▶ Instructions to follow: Please give the entries again in full and exactly, without any picture.

______

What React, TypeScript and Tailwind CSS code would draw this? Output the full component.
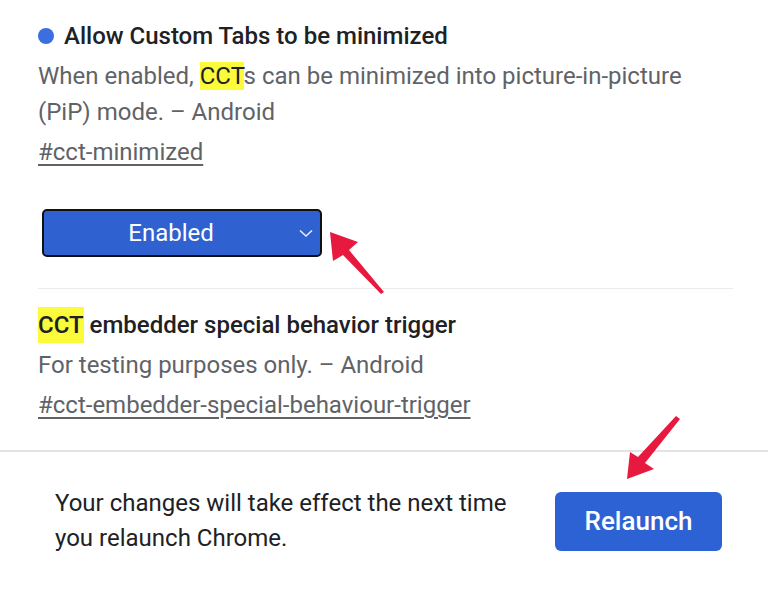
import React from "react";

export default function App() {
  return (
    <div
      className="relative w-[768px] h-[590px] bg-white overflow-hidden flex flex-col"
      style={{ fontFamily: "Roboto, 'Noto Sans', sans-serif" }}
    >
      <div className="pl-[38px] pr-[35px] pt-[18px]">
        <div className="flex items-center h-[36px] gap-[10px]">
          <span className="w-[16px] h-[16px] rounded-full bg-[#3b6fe0] shrink-0" />
          <span className="text-[24px] font-medium text-[#202124]">Allow Custom Tabs to be minimized</span>
        </div>
        <div className="mt-[4px] text-[24px] leading-[36px] text-[#5f6368] whitespace-nowrap">
          When enabled, <span className="bg-[#fbfb3c] text-[#202124]">CCT</span>s can be minimized into picture-in-picture
          <br />
          (PiP) mode. – Android
        </div>
        <div className="mt-[4px] text-[24px] leading-[36px] text-[#5f6368]">
          <span className="underline underline-offset-[4px]">#cct-minimized</span>
        </div>
        <div className="mt-[39px] ml-[4px] w-[280px] h-[48px] rounded-[5px] border-2 border-[#111] bg-[#2f62d0] flex items-center relative">
          <span className="flex-1 text-center text-white text-[24px] pr-[22px]">Enabled</span>
          <svg className="absolute right-[7px] top-[18px]" width="14" height="9" viewBox="0 0 14 9">
            <path d="M1 1.5 L7 7 L13 1.5" fill="none" stroke="#e8eefc" strokeWidth="1.6" />
          </svg>
        </div>
        <div className="mt-[31px] h-px bg-[#ebebeb]" />
        <div className="mt-[18px] h-[36px] flex items-center text-[24px] font-medium text-[#202124]">
          <span className="bg-[#fbfb3c]">CCT</span>&nbsp;embedder special behavior trigger
        </div>
        <div className="mt-[4px] text-[24px] leading-[36px] text-[#5f6368]">For testing purposes only. – Android</div>
        <div className="mt-[4px] text-[24px] leading-[36px] text-[#5f6368]">
          <span className="underline underline-offset-[4px]">#cct-embedder-special-behaviour-trigger</span>
        </div>
      </div>
      <div className="mt-[27px] flex-1 border-t-2 border-[#e3e3e3] flex items-center pl-[55px] pr-[46px] justify-between">
        <div className="text-[24px] leading-[35px] text-[#202124] whitespace-nowrap">
          Your changes will take effect the next time
          <br />
          you relaunch Chrome.
        </div>
        <div className="w-[167px] h-[59px] shrink-0 rounded-[6px] bg-[#2c62d3] flex items-center justify-center text-white text-[26px] font-medium">
          Relaunch
        </div>
      </div>
      <svg className="absolute left-0 top-0 pointer-events-none" width="768" height="590">
        <polygon
          points="330,232 358,242 349,250 384,292 381,294 343,255 333,261"
          fill="#e8193f"
        />
        <polygon
          points="627,479 630,452 638,457 676,416 680,419 645,463 654,469"
          fill="#e8193f"
        />
      </svg>
    </div>
  );
}
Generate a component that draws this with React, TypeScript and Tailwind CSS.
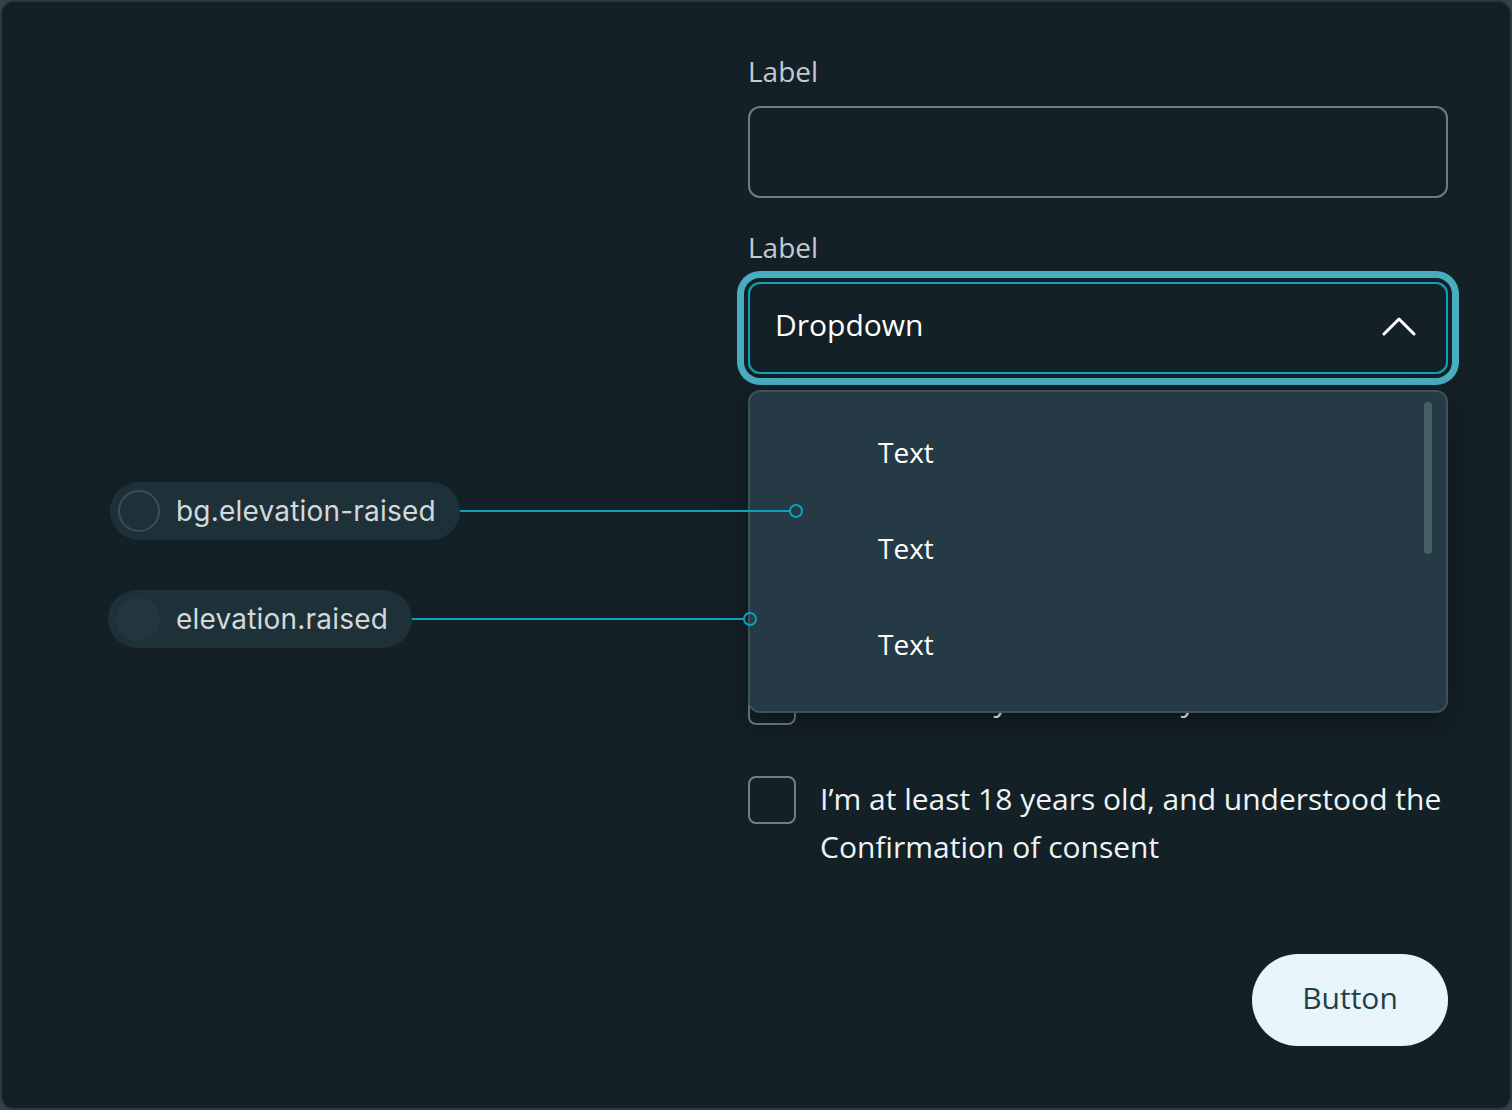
import { useState } from "react";

const items = ["Text", "Text", "Text"];

const Field = ({ label, children }: { label: string; children: React.ReactNode }) => (
  <div className="flex flex-col gap-[18px]">
    <p className="-mt-[2px] mb-[2px] text-[28px] leading-[30px] text-[#c3cbce]">{label}</p>
    {children}
  </div>
);

const Checkbox = ({ children }: { children: React.ReactNode }) => (
  <label className="flex items-start gap-6">
    <span className="h-12 w-12 shrink-0 rounded-lg border-2 border-[#6f7f86]" />
    <span className="-mt-[1px] text-[30px] leading-[48px] text-[#eef3f5]">{children}</span>
  </label>
);

const Chip = ({
  label,
  outlined,
  className,
}: {
  label: string;
  outlined?: boolean;
  className: string;
}) => (
  <div
    className={`absolute flex h-[58px] items-center gap-4 rounded-full bg-[#1e3139] pl-2 pr-6 ${className}`}
  >
    {outlined ? (
      <span className="h-[42px] w-[42px] rounded-full border-2 border-[#3a4f57]" />
    ) : (
      <span className="h-[44px] w-[44px] rounded-full bg-[#22363e]" />
    )}
    <span
      className="text-[28px] leading-none tracking-[0.2px] text-[#d3d9db]"
      style={{ fontFamily: "Inter, 'Liberation Sans', sans-serif" }}
    >
      {label}
    </span>
  </div>
);

export default function App() {
  const [open] = useState(true);

  return (
    <div className="bg-[#35444a]">
      <div
        className="relative h-[1110px] w-[1512px] overflow-hidden rounded-[14px] border-2 border-[#2a393f] bg-[#132026]"
        style={{ fontFamily: "'Open Sans', Lato, sans-serif" }}
      >
        <div className="ml-[746px] flex w-[700px] flex-col pt-[56px]">
          <Field label="Label">
            <div className="h-[92px] rounded-xl border-2 border-[#6d7c83]" />
          </Field>

          <div className="mt-9">
            <Field label="Label">
              <div className="relative">
                <button className="flex h-[92px] w-full items-center justify-between rounded-xl border-2 border-[#0aa3bb] pl-[25px] pr-[30px] ring-[7px] ring-[#48adc0] ring-offset-4 ring-offset-[#132026]">
                  <span className="-mt-[7px] text-[30px] text-white">Dropdown</span>
                  <svg width="34" height="20" viewBox="0 0 34 20" fill="none" className="-mt-[4px]">
                    <path
                      d="M2 18 17 3l15 15"
                      stroke="#fff"
                      strokeWidth="3"
                      strokeLinecap="round"
                      strokeLinejoin="round"
                    />
                  </svg>
                </button>

                {open && (
                  <div className="absolute left-0 right-0 top-[108px] z-10 h-[323px] rounded-xl border-2 border-[#3b525c] bg-[#253a44] pt-[12px] shadow-[0_10px_28px_rgba(0,0,0,0.3)]">
                    {items.map((t, i) => (
                      <div
                        key={i}
                        className="flex h-24 items-center pl-[128px] text-[28px] text-white"
                      >
                        {t}
                      </div>
                    ))}
                    <div className="absolute right-[14px] top-[10px] h-[152px] w-2 rounded-full bg-[#475d66]" />
                  </div>
                )}
              </div>
            </Field>
          </div>

          <div className="mt-[303px] flex flex-col gap-[51px]">
            <Checkbox>Inform me by email weekly</Checkbox>
            <Checkbox>
              I’m at least 18 years old, and understood the Confirmation of consent
            </Checkbox>
          </div>

          <div className="mt-[83px] flex justify-end">
            <button className="h-[92px] w-[196px] rounded-full bg-[#e8f6fb] pb-[5px] text-[30px] text-[#1d3f4b]">
              Button
            </button>
          </div>
        </div>

        {/* annotations */}
        <svg
          className="pointer-events-none absolute left-0 top-0 z-20"
          width="1508"
          height="1106"
          fill="none"
        >
          <path d="M458 509H788" stroke="#0aa2bb" strokeWidth="2" />
          <circle cx="794" cy="509" r="6" stroke="#0aa2bb" strokeWidth="2" />
          <path d="M410 617H742" stroke="#0aa2bb" strokeWidth="2" />
          <circle cx="748" cy="617" r="6" stroke="#0aa2bb" strokeWidth="2" />
        </svg>
        <Chip label="bg.elevation-raised" outlined className="left-[108px] top-[480px] z-20" />
        <Chip label="elevation.raised" className="left-[106px] top-[588px] z-20" />
      </div>
    </div>
  );
}
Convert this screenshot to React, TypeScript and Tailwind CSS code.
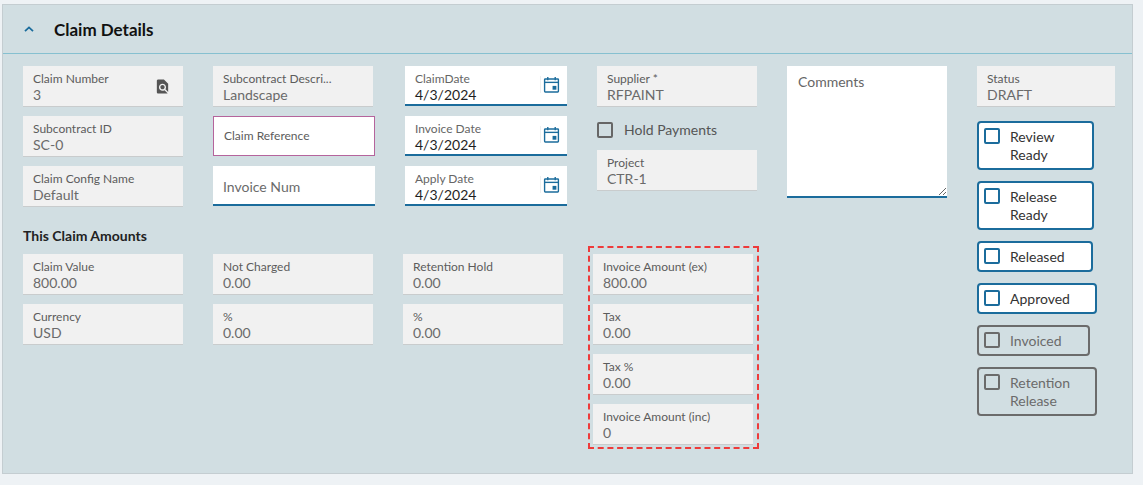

______

▶ Finished exercise:
What React, TypeScript and Tailwind CSS code would draw this? Output the full component.
import React from "react";

export default function App() {
  return (
    <div
      className="relative w-[768px] h-[590px] bg-white overflow-hidden flex flex-col"
      style={{ fontFamily: "Roboto, 'Noto Sans', sans-serif" }}
    >
      <div className="pl-[38px] pr-[35px] pt-[18px]">
        <div className="flex items-center h-[36px] gap-[10px]">
          <span className="w-[16px] h-[16px] rounded-full bg-[#3b6fe0] shrink-0" />
          <span className="text-[24px] font-medium text-[#202124]">Allow Custom Tabs to be minimized</span>
        </div>
        <div className="mt-[4px] text-[24px] leading-[36px] text-[#5f6368] whitespace-nowrap">
          When enabled, <span className="bg-[#fbfb3c] text-[#202124]">CCT</span>s can be minimized into picture-in-picture
          <br />
          (PiP) mode. – Android
        </div>
        <div className="mt-[4px] text-[24px] leading-[36px] text-[#5f6368]">
          <span className="underline underline-offset-[4px]">#cct-minimized</span>
        </div>
        <div className="mt-[39px] ml-[4px] w-[280px] h-[48px] rounded-[5px] border-2 border-[#111] bg-[#2f62d0] flex items-center relative">
          <span className="flex-1 text-center text-white text-[24px] pr-[22px]">Enabled</span>
          <svg className="absolute right-[7px] top-[18px]" width="14" height="9" viewBox="0 0 14 9">
            <path d="M1 1.5 L7 7 L13 1.5" fill="none" stroke="#e8eefc" strokeWidth="1.6" />
          </svg>
        </div>
        <div className="mt-[31px] h-px bg-[#ebebeb]" />
        <div className="mt-[18px] h-[36px] flex items-center text-[24px] font-medium text-[#202124]">
          <span className="bg-[#fbfb3c]">CCT</span>&nbsp;embedder special behavior trigger
        </div>
        <div className="mt-[4px] text-[24px] leading-[36px] text-[#5f6368]">For testing purposes only. – Android</div>
        <div className="mt-[4px] text-[24px] leading-[36px] text-[#5f6368]">
          <span className="underline underline-offset-[4px]">#cct-embedder-special-behaviour-trigger</span>
        </div>
      </div>
      <div className="mt-[27px] flex-1 border-t-2 border-[#e3e3e3] flex items-center pl-[55px] pr-[46px] justify-between">
        <div className="text-[24px] leading-[35px] text-[#202124] whitespace-nowrap">
          Your changes will take effect the next time
          <br />
          you relaunch Chrome.
        </div>
        <div className="w-[167px] h-[59px] shrink-0 rounded-[6px] bg-[#2c62d3] flex items-center justify-center text-white text-[26px] font-medium">
          Relaunch
        </div>
      </div>
      <svg className="absolute left-0 top-0 pointer-events-none" width="768" height="590">
        <polygon
          points="330,232 358,242 349,250 384,292 381,294 343,255 333,261"
          fill="#e8193f"
        />
        <polygon
          points="627,479 630,452 638,457 676,416 680,419 645,463 654,469"
          fill="#e8193f"
        />
      </svg>
    </div>
  );
}
Generate a component that draws this with React, TypeScript and Tailwind CSS.
import { useState } from "react";

const items = ["Text", "Text", "Text"];

const Field = ({ label, children }: { label: string; children: React.ReactNode }) => (
  <div className="flex flex-col gap-[18px]">
    <p className="-mt-[2px] mb-[2px] text-[28px] leading-[30px] text-[#c3cbce]">{label}</p>
    {children}
  </div>
);

const Checkbox = ({ children }: { children: React.ReactNode }) => (
  <label className="flex items-start gap-6">
    <span className="h-12 w-12 shrink-0 rounded-lg border-2 border-[#6f7f86]" />
    <span className="-mt-[1px] text-[30px] leading-[48px] text-[#eef3f5]">{children}</span>
  </label>
);

const Chip = ({
  label,
  outlined,
  className,
}: {
  label: string;
  outlined?: boolean;
  className: string;
}) => (
  <div
    className={`absolute flex h-[58px] items-center gap-4 rounded-full bg-[#1e3139] pl-2 pr-6 ${className}`}
  >
    {outlined ? (
      <span className="h-[42px] w-[42px] rounded-full border-2 border-[#3a4f57]" />
    ) : (
      <span className="h-[44px] w-[44px] rounded-full bg-[#22363e]" />
    )}
    <span
      className="text-[28px] leading-none tracking-[0.2px] text-[#d3d9db]"
      style={{ fontFamily: "Inter, 'Liberation Sans', sans-serif" }}
    >
      {label}
    </span>
  </div>
);

export default function App() {
  const [open] = useState(true);

  return (
    <div className="bg-[#35444a]">
      <div
        className="relative h-[1110px] w-[1512px] overflow-hidden rounded-[14px] border-2 border-[#2a393f] bg-[#132026]"
        style={{ fontFamily: "'Open Sans', Lato, sans-serif" }}
      >
        <div className="ml-[746px] flex w-[700px] flex-col pt-[56px]">
          <Field label="Label">
            <div className="h-[92px] rounded-xl border-2 border-[#6d7c83]" />
          </Field>

          <div className="mt-9">
            <Field label="Label">
              <div className="relative">
                <button className="flex h-[92px] w-full items-center justify-between rounded-xl border-2 border-[#0aa3bb] pl-[25px] pr-[30px] ring-[7px] ring-[#48adc0] ring-offset-4 ring-offset-[#132026]">
                  <span className="-mt-[7px] text-[30px] text-white">Dropdown</span>
                  <svg width="34" height="20" viewBox="0 0 34 20" fill="none" className="-mt-[4px]">
                    <path
                      d="M2 18 17 3l15 15"
                      stroke="#fff"
                      strokeWidth="3"
                      strokeLinecap="round"
                      strokeLinejoin="round"
                    />
                  </svg>
                </button>

                {open && (
                  <div className="absolute left-0 right-0 top-[108px] z-10 h-[323px] rounded-xl border-2 border-[#3b525c] bg-[#253a44] pt-[12px] shadow-[0_10px_28px_rgba(0,0,0,0.3)]">
                    {items.map((t, i) => (
                      <div
                        key={i}
                        className="flex h-24 items-center pl-[128px] text-[28px] text-white"
                      >
                        {t}
                      </div>
                    ))}
                    <div className="absolute right-[14px] top-[10px] h-[152px] w-2 rounded-full bg-[#475d66]" />
                  </div>
                )}
              </div>
            </Field>
          </div>

          <div className="mt-[303px] flex flex-col gap-[51px]">
            <Checkbox>Inform me by email weekly</Checkbox>
            <Checkbox>
              I’m at least 18 years old, and understood the Confirmation of consent
            </Checkbox>
          </div>

          <div className="mt-[83px] flex justify-end">
            <button className="h-[92px] w-[196px] rounded-full bg-[#e8f6fb] pb-[5px] text-[30px] text-[#1d3f4b]">
              Button
            </button>
          </div>
        </div>

        {/* annotations */}
        <svg
          className="pointer-events-none absolute left-0 top-0 z-20"
          width="1508"
          height="1106"
          fill="none"
        >
          <path d="M458 509H788" stroke="#0aa2bb" strokeWidth="2" />
          <circle cx="794" cy="509" r="6" stroke="#0aa2bb" strokeWidth="2" />
          <path d="M410 617H742" stroke="#0aa2bb" strokeWidth="2" />
          <circle cx="748" cy="617" r="6" stroke="#0aa2bb" strokeWidth="2" />
        </svg>
        <Chip label="bg.elevation-raised" outlined className="left-[108px] top-[480px] z-20" />
        <Chip label="elevation.raised" className="left-[106px] top-[588px] z-20" />
      </div>
    </div>
  );
}
Convert this screenshot to React, TypeScript and Tailwind CSS code.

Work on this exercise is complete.